**INFORMATION SHOWN**:
---+---

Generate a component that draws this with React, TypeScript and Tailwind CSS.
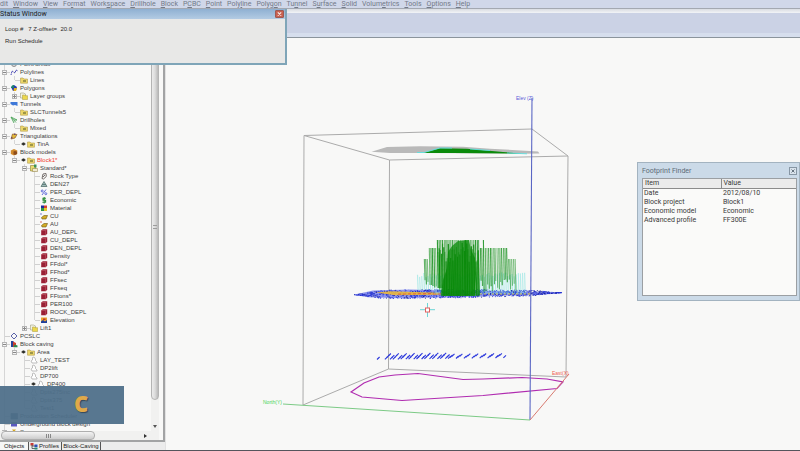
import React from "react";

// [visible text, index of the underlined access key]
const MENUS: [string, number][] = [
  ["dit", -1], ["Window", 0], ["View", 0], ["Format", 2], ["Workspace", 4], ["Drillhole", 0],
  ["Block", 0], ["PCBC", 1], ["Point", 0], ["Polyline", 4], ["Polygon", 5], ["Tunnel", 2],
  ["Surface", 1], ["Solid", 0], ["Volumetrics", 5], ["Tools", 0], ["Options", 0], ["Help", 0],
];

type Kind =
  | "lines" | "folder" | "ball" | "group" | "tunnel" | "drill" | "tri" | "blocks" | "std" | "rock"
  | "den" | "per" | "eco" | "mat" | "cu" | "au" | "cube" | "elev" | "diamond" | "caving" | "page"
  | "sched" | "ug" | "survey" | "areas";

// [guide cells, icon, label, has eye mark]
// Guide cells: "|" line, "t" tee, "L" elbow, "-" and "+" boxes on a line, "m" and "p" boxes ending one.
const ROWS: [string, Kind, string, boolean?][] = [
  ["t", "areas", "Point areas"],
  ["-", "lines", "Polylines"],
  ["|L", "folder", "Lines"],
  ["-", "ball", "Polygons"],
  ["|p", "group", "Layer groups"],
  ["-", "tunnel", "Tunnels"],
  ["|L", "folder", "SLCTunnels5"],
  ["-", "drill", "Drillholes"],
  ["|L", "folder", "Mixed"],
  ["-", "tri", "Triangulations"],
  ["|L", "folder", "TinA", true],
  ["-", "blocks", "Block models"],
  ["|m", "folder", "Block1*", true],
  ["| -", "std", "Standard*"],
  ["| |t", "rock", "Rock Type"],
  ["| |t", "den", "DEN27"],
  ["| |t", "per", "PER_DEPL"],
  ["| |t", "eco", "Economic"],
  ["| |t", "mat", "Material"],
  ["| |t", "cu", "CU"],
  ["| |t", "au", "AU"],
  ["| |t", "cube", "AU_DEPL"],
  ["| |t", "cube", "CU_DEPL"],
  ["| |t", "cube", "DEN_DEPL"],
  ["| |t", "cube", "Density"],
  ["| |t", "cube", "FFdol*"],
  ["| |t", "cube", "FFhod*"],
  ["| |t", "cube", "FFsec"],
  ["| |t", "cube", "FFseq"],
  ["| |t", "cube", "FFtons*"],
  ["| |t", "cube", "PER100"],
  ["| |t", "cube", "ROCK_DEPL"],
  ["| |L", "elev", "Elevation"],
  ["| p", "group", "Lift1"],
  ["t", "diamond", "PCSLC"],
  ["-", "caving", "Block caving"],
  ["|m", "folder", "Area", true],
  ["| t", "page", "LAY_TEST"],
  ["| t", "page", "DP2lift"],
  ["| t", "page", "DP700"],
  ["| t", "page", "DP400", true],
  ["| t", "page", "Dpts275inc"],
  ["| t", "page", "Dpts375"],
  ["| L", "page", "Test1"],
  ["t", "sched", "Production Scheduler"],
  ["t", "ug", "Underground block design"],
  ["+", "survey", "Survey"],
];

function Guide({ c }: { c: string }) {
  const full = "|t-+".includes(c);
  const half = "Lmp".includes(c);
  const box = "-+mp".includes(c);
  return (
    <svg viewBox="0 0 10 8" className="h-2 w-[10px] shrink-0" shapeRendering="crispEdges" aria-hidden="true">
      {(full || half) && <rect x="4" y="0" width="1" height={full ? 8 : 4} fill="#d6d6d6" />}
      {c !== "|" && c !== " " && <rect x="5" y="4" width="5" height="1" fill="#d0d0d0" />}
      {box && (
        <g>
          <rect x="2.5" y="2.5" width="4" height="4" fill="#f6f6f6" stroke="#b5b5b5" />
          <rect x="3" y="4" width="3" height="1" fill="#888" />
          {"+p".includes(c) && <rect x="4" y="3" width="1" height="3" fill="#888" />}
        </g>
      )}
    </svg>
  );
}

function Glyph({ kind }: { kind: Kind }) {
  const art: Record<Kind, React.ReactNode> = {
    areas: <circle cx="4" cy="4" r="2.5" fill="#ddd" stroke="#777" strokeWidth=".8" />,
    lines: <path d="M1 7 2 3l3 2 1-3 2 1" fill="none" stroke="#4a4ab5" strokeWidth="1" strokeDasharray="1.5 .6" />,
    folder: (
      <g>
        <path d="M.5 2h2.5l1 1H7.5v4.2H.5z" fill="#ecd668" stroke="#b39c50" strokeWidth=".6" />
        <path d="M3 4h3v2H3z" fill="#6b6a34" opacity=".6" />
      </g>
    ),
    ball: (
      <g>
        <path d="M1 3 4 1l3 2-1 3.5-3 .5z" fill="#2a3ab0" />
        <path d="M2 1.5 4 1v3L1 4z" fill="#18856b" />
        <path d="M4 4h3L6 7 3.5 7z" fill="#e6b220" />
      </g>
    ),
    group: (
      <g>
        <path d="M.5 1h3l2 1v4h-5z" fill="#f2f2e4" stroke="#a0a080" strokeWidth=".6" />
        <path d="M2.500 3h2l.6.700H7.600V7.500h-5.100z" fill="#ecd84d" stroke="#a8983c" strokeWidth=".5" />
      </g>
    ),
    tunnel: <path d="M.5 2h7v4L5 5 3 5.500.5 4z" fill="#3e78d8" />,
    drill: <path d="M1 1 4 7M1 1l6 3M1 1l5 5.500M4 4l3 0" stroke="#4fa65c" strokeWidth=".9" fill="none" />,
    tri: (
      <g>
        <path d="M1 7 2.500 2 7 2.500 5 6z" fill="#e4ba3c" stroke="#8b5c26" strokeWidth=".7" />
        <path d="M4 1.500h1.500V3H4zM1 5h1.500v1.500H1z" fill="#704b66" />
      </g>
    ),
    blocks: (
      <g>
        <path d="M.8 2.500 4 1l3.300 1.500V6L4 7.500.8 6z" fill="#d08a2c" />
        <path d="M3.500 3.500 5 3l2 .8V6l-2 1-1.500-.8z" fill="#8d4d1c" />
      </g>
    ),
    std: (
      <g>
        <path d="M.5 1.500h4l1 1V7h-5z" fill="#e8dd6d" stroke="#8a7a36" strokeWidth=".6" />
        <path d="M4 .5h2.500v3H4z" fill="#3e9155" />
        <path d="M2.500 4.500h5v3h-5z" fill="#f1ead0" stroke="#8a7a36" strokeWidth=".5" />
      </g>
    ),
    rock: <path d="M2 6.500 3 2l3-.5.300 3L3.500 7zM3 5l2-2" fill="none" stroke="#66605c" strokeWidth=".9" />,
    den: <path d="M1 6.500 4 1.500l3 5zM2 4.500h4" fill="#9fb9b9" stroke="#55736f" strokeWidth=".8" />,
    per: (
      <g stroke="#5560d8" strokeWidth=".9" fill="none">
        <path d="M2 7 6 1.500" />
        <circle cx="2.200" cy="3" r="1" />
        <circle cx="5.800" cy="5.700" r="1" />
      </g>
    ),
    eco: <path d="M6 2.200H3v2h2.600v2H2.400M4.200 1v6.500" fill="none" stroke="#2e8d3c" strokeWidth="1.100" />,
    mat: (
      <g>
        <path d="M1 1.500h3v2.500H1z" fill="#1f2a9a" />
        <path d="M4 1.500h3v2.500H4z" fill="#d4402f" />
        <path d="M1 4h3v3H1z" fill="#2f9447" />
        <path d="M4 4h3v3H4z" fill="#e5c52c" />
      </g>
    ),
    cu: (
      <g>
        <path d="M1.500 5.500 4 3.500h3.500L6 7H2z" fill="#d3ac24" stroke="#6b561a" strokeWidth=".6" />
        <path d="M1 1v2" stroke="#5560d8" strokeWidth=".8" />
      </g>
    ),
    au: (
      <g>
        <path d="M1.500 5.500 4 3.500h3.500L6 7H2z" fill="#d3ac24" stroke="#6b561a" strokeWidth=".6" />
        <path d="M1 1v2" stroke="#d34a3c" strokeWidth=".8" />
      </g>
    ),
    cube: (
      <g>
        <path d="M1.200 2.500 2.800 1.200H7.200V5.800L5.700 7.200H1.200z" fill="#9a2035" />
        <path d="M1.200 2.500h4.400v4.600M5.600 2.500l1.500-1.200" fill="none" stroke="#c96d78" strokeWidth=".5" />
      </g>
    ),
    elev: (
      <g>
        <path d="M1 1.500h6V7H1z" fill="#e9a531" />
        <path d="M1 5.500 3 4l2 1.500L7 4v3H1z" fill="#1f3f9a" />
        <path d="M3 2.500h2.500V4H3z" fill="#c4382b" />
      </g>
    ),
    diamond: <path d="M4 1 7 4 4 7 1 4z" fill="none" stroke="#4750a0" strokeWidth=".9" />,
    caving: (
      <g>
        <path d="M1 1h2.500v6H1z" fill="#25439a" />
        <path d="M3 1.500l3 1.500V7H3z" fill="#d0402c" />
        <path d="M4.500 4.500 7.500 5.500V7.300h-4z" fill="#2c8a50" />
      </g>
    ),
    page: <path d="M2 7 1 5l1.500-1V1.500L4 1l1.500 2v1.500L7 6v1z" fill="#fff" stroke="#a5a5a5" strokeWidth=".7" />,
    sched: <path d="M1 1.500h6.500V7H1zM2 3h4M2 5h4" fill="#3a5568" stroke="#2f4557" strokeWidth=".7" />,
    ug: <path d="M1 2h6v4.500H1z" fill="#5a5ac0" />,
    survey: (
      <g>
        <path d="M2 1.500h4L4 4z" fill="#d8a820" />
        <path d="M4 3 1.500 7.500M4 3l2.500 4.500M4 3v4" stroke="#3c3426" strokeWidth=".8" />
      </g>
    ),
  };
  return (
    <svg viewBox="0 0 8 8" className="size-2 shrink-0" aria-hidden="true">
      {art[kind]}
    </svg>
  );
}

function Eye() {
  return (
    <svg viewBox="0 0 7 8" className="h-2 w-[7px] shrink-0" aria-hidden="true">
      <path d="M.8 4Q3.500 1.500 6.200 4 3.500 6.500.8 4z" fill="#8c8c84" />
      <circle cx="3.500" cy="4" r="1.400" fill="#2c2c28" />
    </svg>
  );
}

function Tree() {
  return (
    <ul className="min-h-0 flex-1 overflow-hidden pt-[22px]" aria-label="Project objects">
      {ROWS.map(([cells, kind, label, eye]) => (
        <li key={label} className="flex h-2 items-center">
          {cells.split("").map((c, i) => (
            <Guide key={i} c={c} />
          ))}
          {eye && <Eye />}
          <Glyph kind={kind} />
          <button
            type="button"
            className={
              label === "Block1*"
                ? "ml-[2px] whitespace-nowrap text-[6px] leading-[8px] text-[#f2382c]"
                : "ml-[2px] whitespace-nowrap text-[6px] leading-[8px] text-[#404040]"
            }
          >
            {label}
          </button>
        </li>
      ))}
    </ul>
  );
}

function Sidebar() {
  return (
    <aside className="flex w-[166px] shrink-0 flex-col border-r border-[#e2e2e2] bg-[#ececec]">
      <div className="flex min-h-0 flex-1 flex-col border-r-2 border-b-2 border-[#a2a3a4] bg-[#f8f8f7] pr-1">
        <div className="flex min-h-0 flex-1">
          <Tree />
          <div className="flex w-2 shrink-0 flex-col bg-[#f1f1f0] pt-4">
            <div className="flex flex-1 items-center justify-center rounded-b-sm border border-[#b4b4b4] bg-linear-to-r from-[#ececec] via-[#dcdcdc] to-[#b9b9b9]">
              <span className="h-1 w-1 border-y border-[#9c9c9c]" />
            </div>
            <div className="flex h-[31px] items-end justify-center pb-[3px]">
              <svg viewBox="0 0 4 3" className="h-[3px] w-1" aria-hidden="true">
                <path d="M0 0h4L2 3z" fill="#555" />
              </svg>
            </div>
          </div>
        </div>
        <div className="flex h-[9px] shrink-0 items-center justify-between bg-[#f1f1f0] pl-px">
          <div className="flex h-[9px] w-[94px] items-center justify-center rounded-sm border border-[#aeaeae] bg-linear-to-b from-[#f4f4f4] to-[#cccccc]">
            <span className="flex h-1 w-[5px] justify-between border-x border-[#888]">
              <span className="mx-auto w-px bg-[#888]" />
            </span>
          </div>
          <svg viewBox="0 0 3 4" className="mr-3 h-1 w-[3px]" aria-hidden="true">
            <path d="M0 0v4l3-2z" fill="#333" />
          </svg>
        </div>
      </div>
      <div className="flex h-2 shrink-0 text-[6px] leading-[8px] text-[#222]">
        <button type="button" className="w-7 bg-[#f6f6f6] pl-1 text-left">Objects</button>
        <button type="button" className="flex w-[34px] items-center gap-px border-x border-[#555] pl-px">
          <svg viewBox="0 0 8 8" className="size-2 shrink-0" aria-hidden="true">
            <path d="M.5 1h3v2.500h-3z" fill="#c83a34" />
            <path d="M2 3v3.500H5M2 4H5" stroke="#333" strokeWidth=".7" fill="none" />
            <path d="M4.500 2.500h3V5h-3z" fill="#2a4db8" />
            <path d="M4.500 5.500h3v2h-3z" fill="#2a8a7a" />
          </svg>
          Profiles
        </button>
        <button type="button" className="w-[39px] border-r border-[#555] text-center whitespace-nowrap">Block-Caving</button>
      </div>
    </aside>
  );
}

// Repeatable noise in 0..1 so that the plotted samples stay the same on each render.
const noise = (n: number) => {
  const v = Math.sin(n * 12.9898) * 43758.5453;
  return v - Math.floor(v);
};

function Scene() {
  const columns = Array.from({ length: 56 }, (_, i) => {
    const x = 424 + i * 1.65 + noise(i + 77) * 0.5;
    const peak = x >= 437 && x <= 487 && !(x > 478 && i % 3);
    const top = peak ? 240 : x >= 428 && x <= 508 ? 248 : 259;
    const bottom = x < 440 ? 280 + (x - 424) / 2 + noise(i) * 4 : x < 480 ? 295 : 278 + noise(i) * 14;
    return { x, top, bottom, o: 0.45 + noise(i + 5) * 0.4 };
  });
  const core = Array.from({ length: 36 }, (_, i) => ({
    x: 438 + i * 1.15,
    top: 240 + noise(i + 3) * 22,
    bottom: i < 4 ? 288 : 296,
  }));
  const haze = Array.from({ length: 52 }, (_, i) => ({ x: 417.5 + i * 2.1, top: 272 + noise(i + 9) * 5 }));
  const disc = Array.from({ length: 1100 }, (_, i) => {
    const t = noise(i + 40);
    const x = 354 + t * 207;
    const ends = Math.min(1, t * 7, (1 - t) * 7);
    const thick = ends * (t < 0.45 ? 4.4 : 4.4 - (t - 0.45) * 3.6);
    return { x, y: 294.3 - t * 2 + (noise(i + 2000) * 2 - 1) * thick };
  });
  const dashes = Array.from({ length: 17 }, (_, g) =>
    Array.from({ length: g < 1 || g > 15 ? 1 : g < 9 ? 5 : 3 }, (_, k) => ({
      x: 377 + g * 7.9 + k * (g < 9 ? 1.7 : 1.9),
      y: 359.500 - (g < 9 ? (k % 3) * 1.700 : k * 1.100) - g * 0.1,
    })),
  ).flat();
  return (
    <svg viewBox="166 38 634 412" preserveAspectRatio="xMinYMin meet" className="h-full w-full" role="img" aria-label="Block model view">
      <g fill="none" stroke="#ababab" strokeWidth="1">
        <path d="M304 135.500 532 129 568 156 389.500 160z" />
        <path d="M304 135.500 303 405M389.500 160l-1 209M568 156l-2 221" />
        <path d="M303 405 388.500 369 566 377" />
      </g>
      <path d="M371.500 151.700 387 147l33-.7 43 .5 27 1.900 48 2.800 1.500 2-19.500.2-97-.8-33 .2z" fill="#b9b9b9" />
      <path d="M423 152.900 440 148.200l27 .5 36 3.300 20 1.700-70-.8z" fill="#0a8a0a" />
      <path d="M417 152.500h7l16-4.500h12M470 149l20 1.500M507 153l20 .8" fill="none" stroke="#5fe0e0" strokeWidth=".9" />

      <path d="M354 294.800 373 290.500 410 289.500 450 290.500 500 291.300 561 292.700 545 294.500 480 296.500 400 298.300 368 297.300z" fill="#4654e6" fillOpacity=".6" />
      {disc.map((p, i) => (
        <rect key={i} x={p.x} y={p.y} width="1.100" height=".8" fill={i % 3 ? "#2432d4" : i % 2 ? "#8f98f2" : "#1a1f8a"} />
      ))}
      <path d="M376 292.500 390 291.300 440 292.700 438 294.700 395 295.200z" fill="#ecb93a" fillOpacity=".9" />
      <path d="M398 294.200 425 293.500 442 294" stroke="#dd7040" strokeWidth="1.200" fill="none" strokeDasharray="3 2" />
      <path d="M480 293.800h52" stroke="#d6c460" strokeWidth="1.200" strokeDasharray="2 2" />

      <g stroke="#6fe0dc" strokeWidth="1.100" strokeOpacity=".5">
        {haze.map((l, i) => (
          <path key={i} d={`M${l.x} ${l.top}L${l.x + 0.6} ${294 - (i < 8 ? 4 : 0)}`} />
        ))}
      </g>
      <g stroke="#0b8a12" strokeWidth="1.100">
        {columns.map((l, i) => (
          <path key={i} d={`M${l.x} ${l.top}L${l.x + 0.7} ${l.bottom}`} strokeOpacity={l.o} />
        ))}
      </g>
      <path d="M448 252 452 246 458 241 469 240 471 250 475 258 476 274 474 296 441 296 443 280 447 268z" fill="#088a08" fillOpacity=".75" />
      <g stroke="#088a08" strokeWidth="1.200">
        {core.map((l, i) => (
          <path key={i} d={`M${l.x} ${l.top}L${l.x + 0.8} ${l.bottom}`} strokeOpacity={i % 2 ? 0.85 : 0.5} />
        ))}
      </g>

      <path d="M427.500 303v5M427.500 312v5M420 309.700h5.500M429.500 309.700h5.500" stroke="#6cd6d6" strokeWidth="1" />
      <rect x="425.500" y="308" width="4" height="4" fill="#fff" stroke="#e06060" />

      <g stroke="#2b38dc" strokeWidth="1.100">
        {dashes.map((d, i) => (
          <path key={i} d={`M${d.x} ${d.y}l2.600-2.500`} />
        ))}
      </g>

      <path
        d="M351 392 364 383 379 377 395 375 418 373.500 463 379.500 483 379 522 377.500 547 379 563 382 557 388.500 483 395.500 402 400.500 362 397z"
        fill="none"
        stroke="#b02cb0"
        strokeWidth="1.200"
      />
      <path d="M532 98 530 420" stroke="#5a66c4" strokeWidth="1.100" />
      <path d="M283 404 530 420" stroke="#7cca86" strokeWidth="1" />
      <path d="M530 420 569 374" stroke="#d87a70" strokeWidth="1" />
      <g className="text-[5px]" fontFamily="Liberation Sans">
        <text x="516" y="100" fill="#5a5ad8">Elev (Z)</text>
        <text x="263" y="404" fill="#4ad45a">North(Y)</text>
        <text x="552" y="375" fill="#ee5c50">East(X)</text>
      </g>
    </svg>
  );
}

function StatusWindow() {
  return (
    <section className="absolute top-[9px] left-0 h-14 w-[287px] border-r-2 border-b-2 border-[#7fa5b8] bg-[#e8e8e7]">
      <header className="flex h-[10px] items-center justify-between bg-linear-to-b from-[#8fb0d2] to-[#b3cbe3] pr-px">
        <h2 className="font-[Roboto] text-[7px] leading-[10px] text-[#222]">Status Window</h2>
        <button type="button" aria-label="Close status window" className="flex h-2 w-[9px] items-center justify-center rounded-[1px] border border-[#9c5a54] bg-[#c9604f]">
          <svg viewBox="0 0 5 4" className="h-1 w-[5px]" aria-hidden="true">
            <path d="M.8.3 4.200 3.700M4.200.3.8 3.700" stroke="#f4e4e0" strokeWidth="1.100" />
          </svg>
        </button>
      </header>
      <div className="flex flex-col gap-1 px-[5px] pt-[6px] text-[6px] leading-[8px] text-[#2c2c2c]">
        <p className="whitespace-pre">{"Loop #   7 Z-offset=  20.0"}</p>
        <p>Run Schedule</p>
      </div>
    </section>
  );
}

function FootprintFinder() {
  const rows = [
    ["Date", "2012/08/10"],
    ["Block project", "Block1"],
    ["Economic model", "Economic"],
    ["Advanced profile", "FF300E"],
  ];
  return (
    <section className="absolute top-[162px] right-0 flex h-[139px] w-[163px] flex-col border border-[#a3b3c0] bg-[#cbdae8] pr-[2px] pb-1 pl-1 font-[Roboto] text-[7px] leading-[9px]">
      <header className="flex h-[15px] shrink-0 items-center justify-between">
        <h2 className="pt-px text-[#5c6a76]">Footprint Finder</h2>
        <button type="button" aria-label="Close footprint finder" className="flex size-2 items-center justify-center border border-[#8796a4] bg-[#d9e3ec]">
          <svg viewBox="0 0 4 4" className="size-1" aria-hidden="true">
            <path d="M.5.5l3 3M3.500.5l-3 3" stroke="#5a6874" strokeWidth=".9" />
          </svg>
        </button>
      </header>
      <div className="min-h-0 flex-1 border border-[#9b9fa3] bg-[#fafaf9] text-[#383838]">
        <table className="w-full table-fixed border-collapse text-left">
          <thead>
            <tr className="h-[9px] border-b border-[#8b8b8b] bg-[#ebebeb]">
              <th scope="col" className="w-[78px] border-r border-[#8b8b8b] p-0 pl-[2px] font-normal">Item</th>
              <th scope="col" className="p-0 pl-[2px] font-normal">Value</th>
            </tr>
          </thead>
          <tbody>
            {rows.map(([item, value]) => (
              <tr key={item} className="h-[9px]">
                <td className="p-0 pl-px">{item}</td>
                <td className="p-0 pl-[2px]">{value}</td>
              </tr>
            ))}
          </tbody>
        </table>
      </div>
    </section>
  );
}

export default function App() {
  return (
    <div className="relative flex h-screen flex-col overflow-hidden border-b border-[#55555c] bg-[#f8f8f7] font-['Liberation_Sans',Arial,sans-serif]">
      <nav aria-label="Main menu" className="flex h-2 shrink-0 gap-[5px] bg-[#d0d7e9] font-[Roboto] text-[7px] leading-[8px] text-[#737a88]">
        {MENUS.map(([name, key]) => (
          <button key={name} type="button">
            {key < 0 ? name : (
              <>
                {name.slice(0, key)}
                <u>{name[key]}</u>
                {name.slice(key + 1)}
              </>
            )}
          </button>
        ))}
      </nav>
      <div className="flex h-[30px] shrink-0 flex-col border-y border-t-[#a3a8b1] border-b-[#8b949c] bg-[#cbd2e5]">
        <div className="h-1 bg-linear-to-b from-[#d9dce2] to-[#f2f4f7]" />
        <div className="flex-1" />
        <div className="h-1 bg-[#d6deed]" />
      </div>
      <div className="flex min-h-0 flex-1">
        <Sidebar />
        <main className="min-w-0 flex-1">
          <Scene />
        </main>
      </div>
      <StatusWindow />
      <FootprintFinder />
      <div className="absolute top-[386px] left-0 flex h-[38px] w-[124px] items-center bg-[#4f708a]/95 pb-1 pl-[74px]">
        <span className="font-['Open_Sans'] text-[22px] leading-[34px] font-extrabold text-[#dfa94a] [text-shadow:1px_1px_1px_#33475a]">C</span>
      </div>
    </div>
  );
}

---+---

**INSTRUCTIONS TO FOLLOW**: Emit the lines of the material exactly, from its first line to the line containing "import React from", inclusive; leave every picture out.

**FINAL RESULT**:
Generate a component that draws this with React, TypeScript and Tailwind CSS.
import React from "react";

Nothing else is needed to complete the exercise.